WHY WRONG ANSWERS ARE WRONG
B is wrong for two reasons. We’ve already discussed the first reason, namely, the fact that the invitees’ misconduct occurred in the common areas controlled by the landlord rather than the leased premises controlled by the tenant. The second reason illustrates another flaw in the Clause 2 language: reliance on the word “permit,” as in “permitting the use of the” space so as to create a nuisance, etc.
Since the lease didn’t define “permit,” the Alvi court interpreted its “plain, ordinary and usual meaning” as giving permission, authorizing, allowing by silent consent, or not prohibiting. The commonality of these nuances is the implication that the person permitting has a degree of control over the person being permitted. But the plasma center in this case had no such control over its invitees, the court reasoned. Once they gave their donation and left the premises, they were beyond the center’s control. To have expected the plasma center to follow after and somehow stop them from removing and discarding their bloody bandages would have been unrealistic, according to the court.
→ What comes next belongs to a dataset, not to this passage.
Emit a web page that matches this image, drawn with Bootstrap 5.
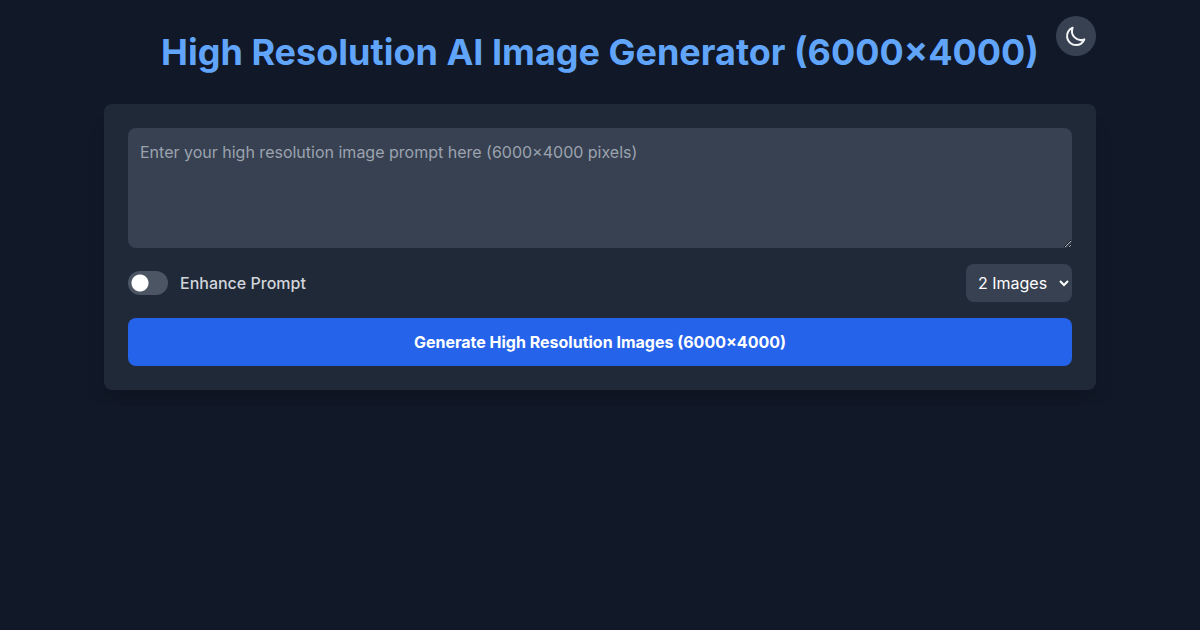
<!DOCTYPE html>
<html lang="en" data-bs-theme="dark">
<head>
<meta charset="utf-8">
<meta name="viewport" content="width=device-width, initial-scale=1">
<title>High Resolution AI Image Generator</title>
<link href="https://cdn.jsdelivr.net/npm/bootstrap@5.3.0/dist/css/bootstrap.min.css" rel="stylesheet">
<style>
body { background: #111827; color: #f3f4f6; font-family: Inter, sans-serif; }
.page { max-width: 1024px; }
.page-title { color: #60a5fa; font-size: 36px; line-height: 40px; }
.theme-toggle { width: 40px; height: 40px; background: #374151; color: #f3f4f6; }
.theme-toggle:hover { background: #4b5563; color: #fff; }
.panel { background: #1f2937; border-radius: 8px; box-shadow: 0 20px 25px -5px rgba(0,0,0,.1), 0 8px 10px -6px rgba(0,0,0,.1); }
.prompt-box { height: 120px; padding: 12px; background: #374151; color: #f3f4f6; border: 0; border-radius: 8px; resize: vertical; }
.prompt-box:focus { background: #374151; color: #fff; }
.prompt-box::placeholder { color: #9ca3af; }
.form-check-input.switch-input { width: 40px; height: 24px; margin: 0; border: 0; border-radius: 12px; background: radial-gradient(circle at 12px 12px, #fff 8px, transparent 9px) #4b5563; }
.form-check-input.switch-input:checked { background: radial-gradient(circle at 28px 12px, #fff 8px, transparent 9px) #2563eb; }
.switch-label { color: #d1d5db; }
.count-select { width: 106px; height: 38px; padding: 0 8px; background: #374151; color: #fff; border: 0; border-radius: 8px; }
.generate { height: 48px; background: #2563eb; color: #fff; border-radius: 8px; }
.generate:hover { background: #1d4ed8; color: #fff; }
</style>
</head>
<body>
<main class="page container-fluid position-relative px-3 py-3">
  <button type="button" class="theme-toggle btn rounded-circle border-0 p-0 d-flex align-items-center justify-content-center position-absolute top-0 end-0 mt-3 me-3" aria-label="Toggle dark mode">
    <svg width="24" height="24" viewBox="0 0 24 24" fill="none" stroke="currentColor" stroke-width="2" stroke-linecap="round" stroke-linejoin="round" aria-hidden="true"><path d="M20.354 15.354A9 9 0 018.646 3.646 9.003 9.003 0 0012 21a9.003 9.003 0 008.354-5.646z"/></svg>
  </button>
  <h1 class="page-title fw-bold text-center mt-3 mb-4 pb-2">High Resolution AI Image Generator (6000×4000)</h1>
  <form class="panel p-4 d-flex flex-column gap-3">
    <textarea class="prompt-box form-control" aria-label="Image prompt" placeholder="Enter your high resolution image prompt here (6000×4000 pixels)"></textarea>
    <div class="d-flex align-items-center justify-content-between">
      <div class="d-flex align-items-center">
        <input class="switch-input form-check-input" type="checkbox" id="enhance">
        <label class="switch-label fw-medium ps-2 ms-1" for="enhance">Enhance Prompt</label>
      </div>
      <select class="count-select" aria-label="Number of images">
        <option>1 Image</option><option selected>2 Images</option><option>3 Images</option><option>4 Images</option>
      </select>
    </div>
    <button type="button" class="generate btn fw-bold border-0">Generate High Resolution Images (6000×4000)</button>
  </form>
</main>
<script src="https://cdn.jsdelivr.net/npm/bootstrap@5.3.0/dist/js/bootstrap.bundle.min.js"></script>
</body>
</html>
C is wrong for the same reasons that B is wrong. In other words, it’s not what the invitees did but where they did it—that is, in the common areas under the landlord’s exclusive control—that determined responsibility for leaving toxic substances, as well as the fact that the tenant couldn’t be considered as having “permitted” the conduct.
D is wrong because tenants certainly can be held responsible for their invitees’ behavior, provided that the lease spells this out in a clear and reasonable way. Thus, the tenant was liable for how invitees behaved while they were inside the plasma center. But because of how the lease was drafted, that responsibility didn’t extend to the common areas.
3 Things Landlords Can Do to Protect Themselves
The takeaway from the Alvi case is that a standard clause requiring tenants not “to permit” misbehavior of their invitees in common areas doesn’t establish accountability if those areas are under your sole and exclusive control. The principle of with-control-comes-liability applies equally to third-party lawsuits. Thus, if a tenant’s invitee causes injury to another customer in the common area, you and not the tenant will be the primary target for liability. While sharing control of the common areas with tenants can minimize these liability risks, it may also create much worse problems for landlords. Besides, there are ways to hold tenants accountable for how their invitees behave in common areas without ceding exclusive control in them.
1. Make tenants notify invitees of shopping center rules. The first thing you can and should do is establish clear rules for behavior in the common areas and require tenants to communicate those rules to their invitees. For example, the landlord in Alvi could have required the plasma center to conspicuously post notices requiring all donors to cover their bleeding wounds, refrain from removing and discarding bandages, and follow other rules of hygiene at all times when leaving the shopping center.
2. Require tenant to hire security guards. Another strategy is to reserve the right to require a tenant, at its sole expense, to hire one or more security guards, install cameras, or implement other security measures to control its invitees.
3. Beef up the nuisance clause. In addition to the above, landlords can draft clearer and stronger nuisance clauses that apply not simply to the leased premises but all parts of the property.
Tenant shall conduct its business and use reasonable efforts to control its agents, employees, invitees, contractors, and visitors in the Leased Premises and Common Areas in such a manner as not to create any nuisance, or unreasonably interfere with, or unreasonably annoy or disturb, any other tenant or Landlord in its operation of the Property.